Conclusion: The Picker’s Life Is Alive and Well
The forum thread that inspired this article started as a casual photo dump from a coin shop in Asheville — a behind-the-scenes look at the everyday reality of a working numismatic business. But what struck me most was the depth of knowledge and genuine passion in the comments. Members correctly identifying an antoninianus versus a denarius. Collectors sharing memories of Full Bands Mercury dime holders they’ve curated over decades. Pickers rescuing coins from 30-day trash buckets in Santa Rosa. This is the living, breathing world of numismatics — and it’s far from dead.
The truth is, sourcing inventory at flea markets and pawn shops is not about luck. It’s about preparation, knowledge, relationships, and persistence. The coins are out there — in dusty display cases, in ungraded lots with untold provenance, in the back rooms of pawn shops where brokers are waiting for a knowledgeable buyer to walk through the door. The question isn’t whether treasure still exists. The question is whether you have the skills and the relationships to find it.

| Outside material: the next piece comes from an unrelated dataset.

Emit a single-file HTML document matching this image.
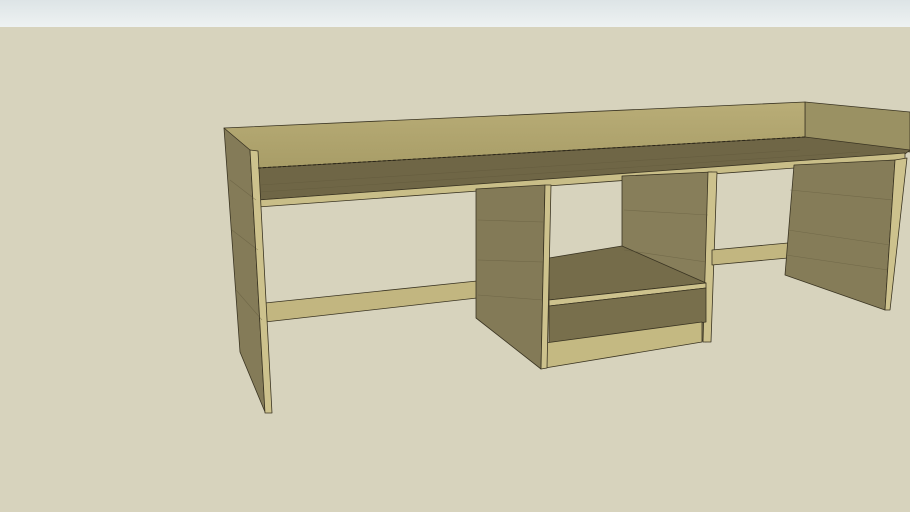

In my experience, the pickers who thrive are the ones who treat this as a profession, not a hobby. They study. They show up. They pay fair. They build trust. And year after year, they find coins that others walk right past. If you’re willing to put in the work, the flea markets and pawn shops of America still have plenty to offer. You just have to know exactly what you’re looking for — and have the patience to keep looking until you find it.